David Bowden grew up in Newcastle and last worked in Sydney’s Hawkesbury region before moving to Malaysia in the 1990s to work with WWF. After a stint with UNESCO in Cambodia, he returned to WWF Malaysia to work in Borneo. He moved into public relations before continuing his career as a full-time writer. His latest book is Great Railway Journeys in Asia, with Great Railway Journeys in Europe due out next year, johnbeaufoy.com


Chinatown is being rejuvenated with innovative street art and many iconic and funky outlets set in atmospheric settings. Seek out hidden speakeasies such as PS150, Attic Bar, The Crane and Her House. All this unfolds at the base of Merdeka 118, whose erection snuck up on most Malaysians to become the world’s second tallest building at 680 metres. See merdeka118.com


Taman Botani (what most locals still call Lake Gardens) is a relaxing retreat from the urban mayhem that is often KL. It is an expanse of gardens, paths and play areas, with attractions including a bird park, orchard garden and deer park. Locals mostly come here to exercise and there is a circuitous route from KL Sentral, the city’s transport and hotel hub, which makes it a perfect recreation and jogging for guests. There is a trend towards showcasing the park’s botanical assets, and the interpretation signs will help you appreciate that KL was once covered with tropical rainforest.

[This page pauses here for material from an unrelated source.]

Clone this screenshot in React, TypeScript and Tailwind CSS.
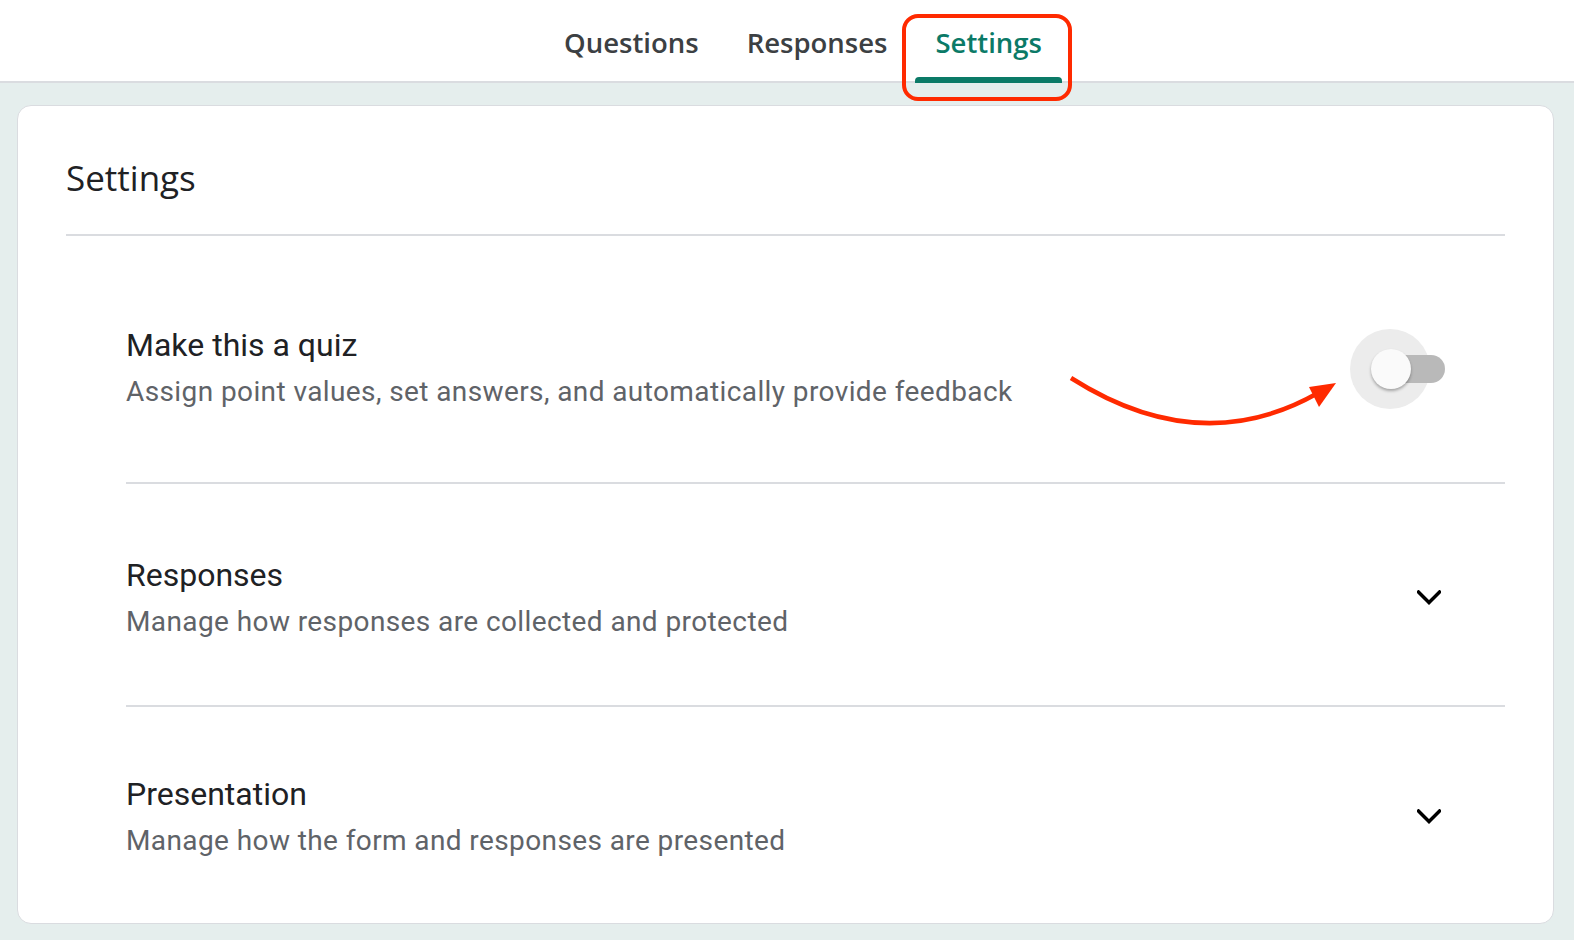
import React from 'react';

const sans = { fontFamily: '"Open Sans", Roboto, sans-serif' };
const roboto = { fontFamily: 'Roboto, "Liberation Sans", sans-serif' };

const Chevron = () => (
  <svg width="24" height="16" viewBox="0 0 24 16" fill="none">
    <path d="M1.5 2 L12 12.5 L22.5 2" stroke="#000" strokeWidth="3.4" strokeLinecap="square" />
  </svg>
);

const QuizToggle = () => (
  <div className="relative w-[95px] h-[80px]">
    <div className="absolute left-0 top-0 w-[80px] h-[80px] rounded-full bg-[#ececec]" />
    <div className="absolute left-[23px] top-[26px] w-[72px] h-[28px] rounded-full bg-[#b9b9b9]" />
    <div className="absolute left-[21px] top-[20px] w-[40px] h-[40px] rounded-full bg-[#fafafa] shadow-[0_2px_3px_rgba(0,0,0,0.3)]" />
  </div>
);

const Section = ({
  title,
  subtitle,
  right,
  className,
}: {
  title: string;
  subtitle: string;
  right: React.ReactNode;
  className: string;
}) => (
  <div className={`flex items-center justify-between ${className}`}>
    <div style={roboto}>
      <div className="text-[32px] leading-[40px] text-[#202124]">{title}</div>
      <div className="mt-[7px] text-[28px] leading-[40px] text-[#5f6368] tracking-[0.4px]">{subtitle}</div>
    </div>
    {right}
  </div>
);

export default function App() {
  const tabs = ['Questions', 'Responses', 'Settings'];

  return (
    <div className="relative w-full h-[940px] bg-[#e5eeed] overflow-hidden" style={sans}>
      {/* Top tabs */}
      <div className="h-[83px] bg-white border-b-2 border-[#dadce0] flex justify-center pl-[32px]">
        <div className="flex gap-[8px] h-full">
          {tabs.map((t) => {
            const active = t === 'Settings';
            return (
              <div key={t} className="relative h-full px-[20px] pt-[23px]">
                <span
                  className={`block text-[27.5px] leading-[40px] font-semibold ${
                    active ? 'text-[#0b7a67]' : 'text-[#3c4043]'
                  }`}
                >
                  {t}
                </span>
                {active && (
                  <>
                    <div className="absolute left-0 right-0 bottom-[-2px] h-[6px] rounded-t-[4px] bg-[#0b7a67]" />
                    <div className="absolute left-[-13px] right-[-10px] top-[14px] bottom-[-20px] rounded-[16px] border-[4px] border-[#ff2a00] z-10" />
                  </>
                )}
              </div>
            );
          })}
        </div>
      </div>

      {/* Card */}
      <div className="mt-[22px] ml-[17px] w-[1537px] bg-white border border-[#dadce0] rounded-[14px] px-[48px]">
        <div className="pt-[49px] pb-[33px] border-b-2 border-[#dadce0]">
          <h1 className="text-[35px] leading-[46px] text-[#202124]">Settings</h1>
        </div>

        <div className="pl-[60px]">
          <Section
            className="pt-[89px] pb-[70px] border-b-2 border-[#dadce0]"
            title="Make this a quiz"
            subtitle="Assign point values, set answers, and automatically provide feedback"
            right={
              <div className="mr-[60px]">
                <QuizToggle />
              </div>
            }
          />
          <Section
            className="pt-[71px] pb-[63px] border-b-2 border-[#dadce0]"
            title="Responses"
            subtitle="Manage how responses are collected and protected"
            right={
              <div className="mr-[64px] mb-[2px]">
                <Chevron />
              </div>
            }
          />
          <Section
            className="pt-[67px] pb-[62px]"
            title="Presentation"
            subtitle="Manage how the form and responses are presented"
            right={
              <div className="mr-[64px] mb-[2px]">
                <Chevron />
              </div>
            }
          />
        </div>
      </div>

      {/* Annotation arrow */}
      <svg className="absolute left-0 top-0 pointer-events-none" width="1574" height="940">
        <path d="M1071 378 Q1200 460 1318 393" stroke="#ff2a00" strokeWidth="4.5" fill="none" />
        <polygon points="1309,387 1336,383 1319,407" fill="#ff2a00" />
      </svg>
    </div>
  );
}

Malaysians live to eat and conversations are peppered with references to food and beverages. In suburban Mont Kiara, where I live, there are 100 restaurants and bars within walking distance. A staple is breakfast of teh tarik and roti canai at Mallar Bistro (mallarbistro.com), lunch of curry laksa at Madam Kwan’s (madamkwans.com.my) and garlic naan and tandoor chicken for dinner at SOULed Out. My favourite suburban restaurant Lao Ma Zi Tropicana, tucked away in a remote part of Petaling Jaya, is serving very affordable home-styled Hakka cuisine: my order is the Hakka smoked duck and pork.


It’s a misguided developer who fails to place a rooftop bar at the summit of any new building here. KL’s evening downtown lights are hypnotic and best admired from high above the city. Favourites include Blue on the 51st level of EQ Hotel (eqkualalumpur.com), Altitude @ Banyan Tree (banyantree.com) and Marini’s on 57, immediately adjacent to the glittering Twin Towers, where my drink is a passionfruit Pisco (marinisgroup.com).


Moving around during the morning and peak hours can be sluggish at best due to problematic traffic jams. In researching my latest book, Great Railway Journeys in Asia, I travelled on many Malaysian and regional trains, which offer viable alternatives despite the tropical heat and humidity. Kuala Lumpur’s train network is expanding and discovering the city’s attractions by public transport is highly recommended. See myrapid.com.my


Hawker food is cheap and abundant and rarely disappoints. Every Malaysian has their favourite with some outlets attaining “famous” status. My advice is to seek the advice of those in the know, but to be honest, everyone will offer their recommendations.